Q. What is something that people may not know about you?

 My handwriting looks like a font-type. A sans-serif one, a Tahoma or an Arial. It has always been like than since elementary school, and probably that helped on pop quizzes and exams as I made my teachers’ lives much easier. Not that many people know that about me,  because nowadays we mostly type and do not keep notes by hand. But even today when filling out forms or hard copy applications people get impressed.

Q. What was your first non-desk job?

During my university years, I part-timed as a researcher in a market research company. My job was to random pick people and convince them to come with me to this research venue, where I presented them either with new products or new packaging for existing products and I interviewed them following a script. Gathered their feedback in a questionnaire format and went for the next one. For me being shy at the time, it was very hard to approach strangers and ask them to follow me, but it was a good exercise.

Q. If you could try a different profession, what would that be?

I would have loved to become a teacher. Any kind of teacher, preschool, elementary, executive you name it.  I love the process of trying to find the right words and ways to pass information to different audiences with different needs. Actually, even now I participate as guest coach/mentor in an non-profit initiative called 100mentors, where professionals get invitations by high schools around Greece for short 30-60 min discussions about topics of their interest, professional or personal nature. From “what it like to work in a big company”, to “Interview tips”, it is an way to communicate with the next generations in a non-structured way and create a dialog. Along side that, I also participate as lecturer in Marketing oriented youth-oriented project and execute trainings.

Q. What is your favourite meal or comfort food?
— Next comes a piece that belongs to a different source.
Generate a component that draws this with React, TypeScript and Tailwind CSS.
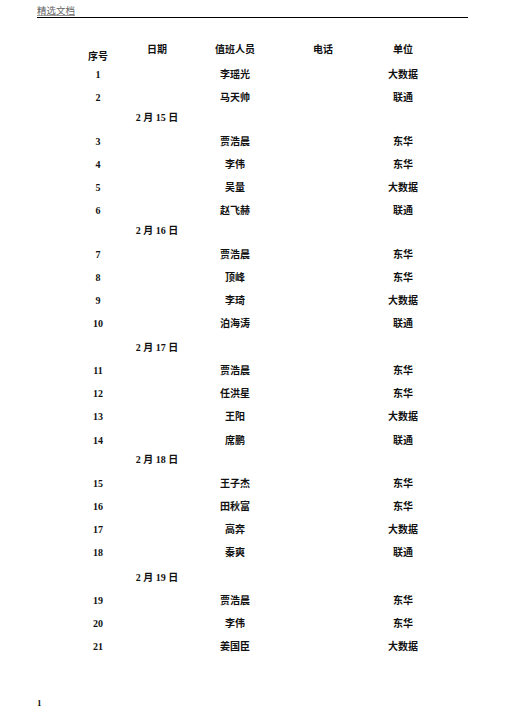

I like a greek lasagna type pasta dish, called “pastitsio”. It consists of multiple layers of pasta, mince meat with tomato sauce and it is topped off with a creamy cheezy sauce called bechamel. It’s oven-baked, very tasty but extremely messy, as you need to get many pots dirty to assemble it. I can cook it and I am actually good at it, as long as I have the time and someone else does the dishes. In general, I am a good cook and I like the process of it , because I see it as a way to please people you love and that’s why I enjoy cooking complex recipes for large parties. If I somebody else bought and chopped all the right ingredients and cleaned after me, I wouldn’t mind cooking every day, even with the long hours of work.
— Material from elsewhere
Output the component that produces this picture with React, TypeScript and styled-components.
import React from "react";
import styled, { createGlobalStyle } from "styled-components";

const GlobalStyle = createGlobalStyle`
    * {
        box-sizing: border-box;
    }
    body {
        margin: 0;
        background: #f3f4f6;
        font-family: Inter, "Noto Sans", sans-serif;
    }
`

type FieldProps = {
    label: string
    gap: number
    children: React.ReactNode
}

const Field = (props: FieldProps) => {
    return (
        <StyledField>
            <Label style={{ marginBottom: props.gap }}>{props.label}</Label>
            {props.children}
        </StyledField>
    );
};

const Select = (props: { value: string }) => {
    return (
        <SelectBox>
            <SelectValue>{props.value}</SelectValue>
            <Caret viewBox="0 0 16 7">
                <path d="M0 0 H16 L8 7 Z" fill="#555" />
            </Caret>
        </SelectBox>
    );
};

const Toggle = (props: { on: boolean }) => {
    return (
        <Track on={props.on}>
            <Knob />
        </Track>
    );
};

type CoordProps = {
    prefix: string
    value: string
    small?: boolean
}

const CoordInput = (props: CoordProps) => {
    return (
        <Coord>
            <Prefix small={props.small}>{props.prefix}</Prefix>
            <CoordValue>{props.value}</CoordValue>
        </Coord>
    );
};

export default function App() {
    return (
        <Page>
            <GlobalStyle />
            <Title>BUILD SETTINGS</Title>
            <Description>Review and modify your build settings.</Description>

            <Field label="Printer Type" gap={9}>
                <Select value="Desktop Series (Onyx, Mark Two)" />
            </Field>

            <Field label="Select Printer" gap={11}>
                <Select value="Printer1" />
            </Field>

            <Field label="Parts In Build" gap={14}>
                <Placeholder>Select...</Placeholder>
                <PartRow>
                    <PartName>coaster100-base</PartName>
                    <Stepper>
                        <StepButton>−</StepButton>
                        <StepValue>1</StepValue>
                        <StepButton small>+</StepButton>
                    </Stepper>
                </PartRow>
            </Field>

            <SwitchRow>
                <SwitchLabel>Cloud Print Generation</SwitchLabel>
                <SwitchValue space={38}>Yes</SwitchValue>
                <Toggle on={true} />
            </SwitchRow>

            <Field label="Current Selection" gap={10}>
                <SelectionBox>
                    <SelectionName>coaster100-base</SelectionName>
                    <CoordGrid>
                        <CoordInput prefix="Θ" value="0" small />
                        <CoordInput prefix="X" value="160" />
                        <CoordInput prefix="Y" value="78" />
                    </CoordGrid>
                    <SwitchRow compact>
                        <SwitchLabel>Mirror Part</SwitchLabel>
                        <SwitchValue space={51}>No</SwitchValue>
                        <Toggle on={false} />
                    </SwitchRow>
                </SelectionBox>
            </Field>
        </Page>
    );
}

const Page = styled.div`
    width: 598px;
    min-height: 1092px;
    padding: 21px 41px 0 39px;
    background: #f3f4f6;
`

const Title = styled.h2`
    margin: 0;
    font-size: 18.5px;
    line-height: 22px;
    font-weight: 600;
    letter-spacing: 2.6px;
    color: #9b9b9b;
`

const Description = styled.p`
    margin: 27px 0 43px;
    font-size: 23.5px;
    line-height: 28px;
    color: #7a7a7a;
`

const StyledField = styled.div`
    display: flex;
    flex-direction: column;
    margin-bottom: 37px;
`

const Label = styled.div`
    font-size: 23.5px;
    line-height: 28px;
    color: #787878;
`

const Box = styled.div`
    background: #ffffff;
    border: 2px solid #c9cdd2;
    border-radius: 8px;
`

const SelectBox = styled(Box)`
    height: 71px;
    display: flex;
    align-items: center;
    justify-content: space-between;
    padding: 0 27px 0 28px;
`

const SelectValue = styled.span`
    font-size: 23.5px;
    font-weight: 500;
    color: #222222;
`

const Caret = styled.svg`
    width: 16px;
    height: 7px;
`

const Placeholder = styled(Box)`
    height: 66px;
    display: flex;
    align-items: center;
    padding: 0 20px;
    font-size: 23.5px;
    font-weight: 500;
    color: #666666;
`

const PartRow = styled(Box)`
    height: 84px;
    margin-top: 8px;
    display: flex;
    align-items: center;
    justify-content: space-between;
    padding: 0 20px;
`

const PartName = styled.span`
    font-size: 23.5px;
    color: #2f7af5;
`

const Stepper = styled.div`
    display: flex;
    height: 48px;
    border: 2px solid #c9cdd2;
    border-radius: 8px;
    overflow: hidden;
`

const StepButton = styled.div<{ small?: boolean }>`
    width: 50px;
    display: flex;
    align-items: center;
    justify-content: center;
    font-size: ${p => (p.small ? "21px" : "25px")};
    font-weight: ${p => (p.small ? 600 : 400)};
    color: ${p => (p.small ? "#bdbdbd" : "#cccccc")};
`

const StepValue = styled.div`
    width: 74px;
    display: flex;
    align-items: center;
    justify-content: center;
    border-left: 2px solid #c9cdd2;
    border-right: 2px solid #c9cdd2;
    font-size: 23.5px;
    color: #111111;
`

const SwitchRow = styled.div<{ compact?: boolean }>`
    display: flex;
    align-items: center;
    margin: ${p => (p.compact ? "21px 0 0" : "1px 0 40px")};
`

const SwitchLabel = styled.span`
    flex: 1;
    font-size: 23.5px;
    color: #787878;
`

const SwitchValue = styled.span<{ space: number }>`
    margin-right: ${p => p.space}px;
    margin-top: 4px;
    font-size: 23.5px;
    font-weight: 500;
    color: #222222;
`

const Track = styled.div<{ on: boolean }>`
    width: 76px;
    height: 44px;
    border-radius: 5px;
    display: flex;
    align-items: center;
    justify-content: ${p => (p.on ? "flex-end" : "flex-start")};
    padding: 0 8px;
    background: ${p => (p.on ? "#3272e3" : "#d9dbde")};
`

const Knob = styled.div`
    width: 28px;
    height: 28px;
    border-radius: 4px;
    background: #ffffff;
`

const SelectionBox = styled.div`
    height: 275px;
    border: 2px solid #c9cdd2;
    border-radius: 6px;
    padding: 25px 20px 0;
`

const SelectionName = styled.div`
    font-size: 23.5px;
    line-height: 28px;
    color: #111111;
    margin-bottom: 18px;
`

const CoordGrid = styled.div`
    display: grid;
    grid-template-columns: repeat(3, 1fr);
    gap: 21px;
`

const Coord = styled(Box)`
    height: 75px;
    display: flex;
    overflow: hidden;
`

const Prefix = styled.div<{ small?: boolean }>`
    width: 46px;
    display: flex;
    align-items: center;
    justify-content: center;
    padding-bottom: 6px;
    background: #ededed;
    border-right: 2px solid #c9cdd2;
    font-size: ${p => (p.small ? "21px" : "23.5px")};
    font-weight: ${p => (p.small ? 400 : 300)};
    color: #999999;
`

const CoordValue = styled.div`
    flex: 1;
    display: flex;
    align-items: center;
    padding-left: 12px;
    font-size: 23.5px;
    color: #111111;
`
Q. If you could have dinner with anyone dead or alive, who would you have dinner with?

I would be fascinated to have dinner with Jeff Bezos. I would like to know all the small details on how he built the Amazon empire. How we conceived the idea, how he managed operations as Amazon scaled up, all the failed decisions and obstacles.

Q. If you were going to be a contestant on a quiz show, what category do you think you would win in?

80s-90s cartoons. Back in the day when I was growing up there were only two tv channels available. These two channels would broadcast animated cartoon series for a couple of hours a day. VHS was fairly new and trendy at the time so my parents had bought one and were consistently recording the “childrens zone”, so I used to watch them again and again. Repetition along with my strong memory make me remember pretty much every tv cartoon series that aired back then.

Q. What message would you send to the Siinda community?

Finding the right work-life balance is not easy and it is not always up to you. It’s not that I have achieved it either. And what I have to come to realize now being a working mom of two is that it is not a matter of quantity of time but quality of time. When I am at home with my kids, I try to turn my cell to silent or not to watch tv, when I play with them.  Another thing that helps me in the work-balance front is the acceptance of imperfection. There is no point of constantly feeling guilty of not meeting your own expectations for all the different roles you need to play in your life. You just need to recalibrate those expectations and appreciate those small wins when they happen.